Give back every line exactly as it appears, pictures excluded.

[Start of Information supplied]

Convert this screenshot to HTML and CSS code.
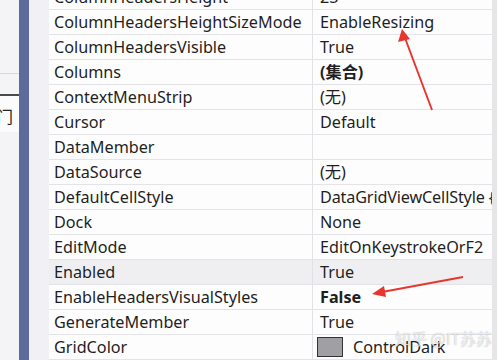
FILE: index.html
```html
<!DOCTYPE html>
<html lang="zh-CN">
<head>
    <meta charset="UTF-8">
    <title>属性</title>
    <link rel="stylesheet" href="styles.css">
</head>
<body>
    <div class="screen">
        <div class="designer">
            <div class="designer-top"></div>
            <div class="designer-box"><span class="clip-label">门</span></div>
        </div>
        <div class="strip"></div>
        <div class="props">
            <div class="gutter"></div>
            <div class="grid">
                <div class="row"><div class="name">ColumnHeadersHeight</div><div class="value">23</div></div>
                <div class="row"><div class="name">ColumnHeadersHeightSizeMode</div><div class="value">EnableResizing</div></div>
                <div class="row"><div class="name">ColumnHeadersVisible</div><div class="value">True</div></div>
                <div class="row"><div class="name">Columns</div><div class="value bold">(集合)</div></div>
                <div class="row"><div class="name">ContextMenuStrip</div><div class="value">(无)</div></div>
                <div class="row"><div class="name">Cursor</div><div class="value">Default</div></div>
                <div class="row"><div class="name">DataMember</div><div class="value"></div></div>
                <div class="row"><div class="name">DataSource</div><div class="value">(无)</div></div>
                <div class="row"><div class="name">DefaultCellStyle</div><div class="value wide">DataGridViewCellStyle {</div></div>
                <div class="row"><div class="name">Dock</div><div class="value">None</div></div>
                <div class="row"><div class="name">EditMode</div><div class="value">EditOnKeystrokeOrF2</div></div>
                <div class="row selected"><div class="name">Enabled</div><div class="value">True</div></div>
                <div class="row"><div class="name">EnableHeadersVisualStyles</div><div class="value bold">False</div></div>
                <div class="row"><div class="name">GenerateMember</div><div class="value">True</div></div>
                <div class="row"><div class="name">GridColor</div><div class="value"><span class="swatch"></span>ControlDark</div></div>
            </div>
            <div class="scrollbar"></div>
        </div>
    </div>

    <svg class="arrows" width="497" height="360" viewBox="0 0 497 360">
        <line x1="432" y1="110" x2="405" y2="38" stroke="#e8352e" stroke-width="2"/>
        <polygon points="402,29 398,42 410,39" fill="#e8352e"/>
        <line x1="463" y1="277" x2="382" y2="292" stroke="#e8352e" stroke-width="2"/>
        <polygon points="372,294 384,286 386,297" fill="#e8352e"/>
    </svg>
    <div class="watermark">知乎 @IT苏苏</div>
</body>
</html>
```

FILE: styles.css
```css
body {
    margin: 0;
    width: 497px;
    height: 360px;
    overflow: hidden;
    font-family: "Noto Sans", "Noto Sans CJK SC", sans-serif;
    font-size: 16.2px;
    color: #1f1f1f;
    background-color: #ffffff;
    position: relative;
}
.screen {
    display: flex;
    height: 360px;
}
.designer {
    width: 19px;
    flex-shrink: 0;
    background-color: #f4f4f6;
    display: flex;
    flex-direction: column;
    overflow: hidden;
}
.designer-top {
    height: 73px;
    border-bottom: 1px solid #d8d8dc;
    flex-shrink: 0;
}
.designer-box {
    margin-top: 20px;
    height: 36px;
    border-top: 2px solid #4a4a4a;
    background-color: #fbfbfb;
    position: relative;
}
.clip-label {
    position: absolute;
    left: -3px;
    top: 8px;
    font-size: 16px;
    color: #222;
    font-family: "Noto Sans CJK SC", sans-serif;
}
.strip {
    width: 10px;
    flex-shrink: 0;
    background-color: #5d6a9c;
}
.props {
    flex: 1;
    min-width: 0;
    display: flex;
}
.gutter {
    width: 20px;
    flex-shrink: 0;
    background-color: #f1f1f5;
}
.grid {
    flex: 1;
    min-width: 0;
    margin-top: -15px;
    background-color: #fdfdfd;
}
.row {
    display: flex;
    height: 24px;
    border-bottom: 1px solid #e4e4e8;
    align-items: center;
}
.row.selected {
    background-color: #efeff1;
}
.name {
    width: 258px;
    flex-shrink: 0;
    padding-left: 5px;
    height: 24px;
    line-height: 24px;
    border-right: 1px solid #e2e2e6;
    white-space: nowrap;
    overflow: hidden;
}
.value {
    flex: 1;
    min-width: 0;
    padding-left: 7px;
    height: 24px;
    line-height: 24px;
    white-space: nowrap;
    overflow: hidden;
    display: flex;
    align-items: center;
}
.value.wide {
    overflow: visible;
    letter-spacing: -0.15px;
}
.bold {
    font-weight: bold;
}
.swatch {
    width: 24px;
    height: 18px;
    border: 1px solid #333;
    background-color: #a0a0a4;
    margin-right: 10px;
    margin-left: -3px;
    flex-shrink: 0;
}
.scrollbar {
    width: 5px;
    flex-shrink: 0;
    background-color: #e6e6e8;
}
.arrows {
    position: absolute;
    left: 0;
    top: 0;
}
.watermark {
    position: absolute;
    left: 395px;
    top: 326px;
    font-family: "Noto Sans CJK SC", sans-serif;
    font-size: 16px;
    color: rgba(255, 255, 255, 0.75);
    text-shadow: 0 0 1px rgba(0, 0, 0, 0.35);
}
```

[End of Information supplied]

**Task answer**
Convert this screenshot to HTML and CSS code.
FILE: index.html
```html
<!DOCTYPE html>
<html lang="zh-CN">
<head>
    <meta charset="UTF-8">
    <title>属性</title>
    <link rel="stylesheet" href="styles.css">
</head>
<body>
    <div class="screen">
        <div class="designer">
            <div class="designer-top"></div>
            <div class="designer-box"><span class="clip-label">门</span></div>
        </div>
        <div class="strip"></div>
        <div class="props">
            <div class="gutter"></div>
            <div class="grid">
                <div class="row"><div class="name">ColumnHeadersHeight</div><div class="value">23</div></div>
                <div class="row"><div class="name">ColumnHeadersHeightSizeMode</div><div class="value">EnableResizing</div></div>
                <div class="row"><div class="name">ColumnHeadersVisible</div><div class="value">True</div></div>
                <div class="row"><div class="name">Columns</div><div class="value bold">(集合)</div></div>
                <div class="row"><div class="name">ContextMenuStrip</div><div class="value">(无)</div></div>
                <div class="row"><div class="name">Cursor</div><div class="value">Default</div></div>
                <div class="row"><div class="name">DataMember</div><div class="value"></div></div>
                <div class="row"><div class="name">DataSource</div><div class="value">(无)</div></div>
                <div class="row"><div class="name">DefaultCellStyle</div><div class="value wide">DataGridViewCellStyle {</div></div>
                <div class="row"><div class="name">Dock</div><div class="value">None</div></div>
                <div class="row"><div class="name">EditMode</div><div class="value">EditOnKeystrokeOrF2</div></div>
                <div class="row selected"><div class="name">Enabled</div><div class="value">True</div></div>
                <div class="row"><div class="name">EnableHeadersVisualStyles</div><div class="value bold">False</div></div>
                <div class="row"><div class="name">GenerateMember</div><div class="value">True</div></div>
                <div class="row"><div class="name">GridColor</div><div class="value"><span class="swatch"></span>ControlDark</div></div>
            </div>
            <div class="scrollbar"></div>
        </div>
    </div>

    <svg class="arrows" width="497" height="360" viewBox="0 0 497 360">
        <line x1="432" y1="110" x2="405" y2="38" stroke="#e8352e" stroke-width="2"/>
        <polygon points="402,29 398,42 410,39" fill="#e8352e"/>
        <line x1="463" y1="277" x2="382" y2="292" stroke="#e8352e" stroke-width="2"/>
        <polygon points="372,294 384,286 386,297" fill="#e8352e"/>
    </svg>
    <div class="watermark">知乎 @IT苏苏</div>
</body>
</html>
```

FILE: styles.css
```css
body {
    margin: 0;
    width: 497px;
    height: 360px;
    overflow: hidden;
    font-family: "Noto Sans", "Noto Sans CJK SC", sans-serif;
    font-size: 16.2px;
    color: #1f1f1f;
    background-color: #ffffff;
    position: relative;
}
.screen {
    display: flex;
    height: 360px;
}
.designer {
    width: 19px;
    flex-shrink: 0;
    background-color: #f4f4f6;
    display: flex;
    flex-direction: column;
    overflow: hidden;
}
.designer-top {
    height: 73px;
    border-bottom: 1px solid #d8d8dc;
    flex-shrink: 0;
}
.designer-box {
    margin-top: 20px;
    height: 36px;
    border-top: 2px solid #4a4a4a;
    background-color: #fbfbfb;
    position: relative;
}
.clip-label {
    position: absolute;
    left: -3px;
    top: 8px;
    font-size: 16px;
    color: #222;
    font-family: "Noto Sans CJK SC", sans-serif;
}
.strip {
    width: 10px;
    flex-shrink: 0;
    background-color: #5d6a9c;
}
.props {
    flex: 1;
    min-width: 0;
    display: flex;
}
.gutter {
    width: 20px;
    flex-shrink: 0;
    background-color: #f1f1f5;
}
.grid {
    flex: 1;
    min-width: 0;
    margin-top: -15px;
    background-color: #fdfdfd;
}
.row {
    display: flex;
    height: 24px;
    border-bottom: 1px solid #e4e4e8;
    align-items: center;
}
.row.selected {
    background-color: #efeff1;
}
.name {
    width: 258px;
    flex-shrink: 0;
    padding-left: 5px;
    height: 24px;
    line-height: 24px;
    border-right: 1px solid #e2e2e6;
    white-space: nowrap;
    overflow: hidden;
}
.value {
    flex: 1;
    min-width: 0;
    padding-left: 7px;
    height: 24px;
    line-height: 24px;
    white-space: nowrap;
    overflow: hidden;
    display: flex;
    align-items: center;
}
.value.wide {
    overflow: visible;
    letter-spacing: -0.15px;
}
.bold {
    font-weight: bold;
}
.swatch {
    width: 24px;
    height: 18px;
    border: 1px solid #333;
    background-color: #a0a0a4;
    margin-right: 10px;
    margin-left: -3px;
    flex-shrink: 0;
}
.scrollbar {
    width: 5px;
    flex-shrink: 0;
    background-color: #e6e6e8;
}
.arrows {
    position: absolute;
    left: 0;
    top: 0;
}
.watermark {
    position: absolute;
    left: 395px;
    top: 326px;
    font-family: "Noto Sans CJK SC", sans-serif;
    font-size: 16px;
    color: rgba(255, 255, 255, 0.75);
    text-shadow: 0 0 1px rgba(0, 0, 0, 0.35);
}
```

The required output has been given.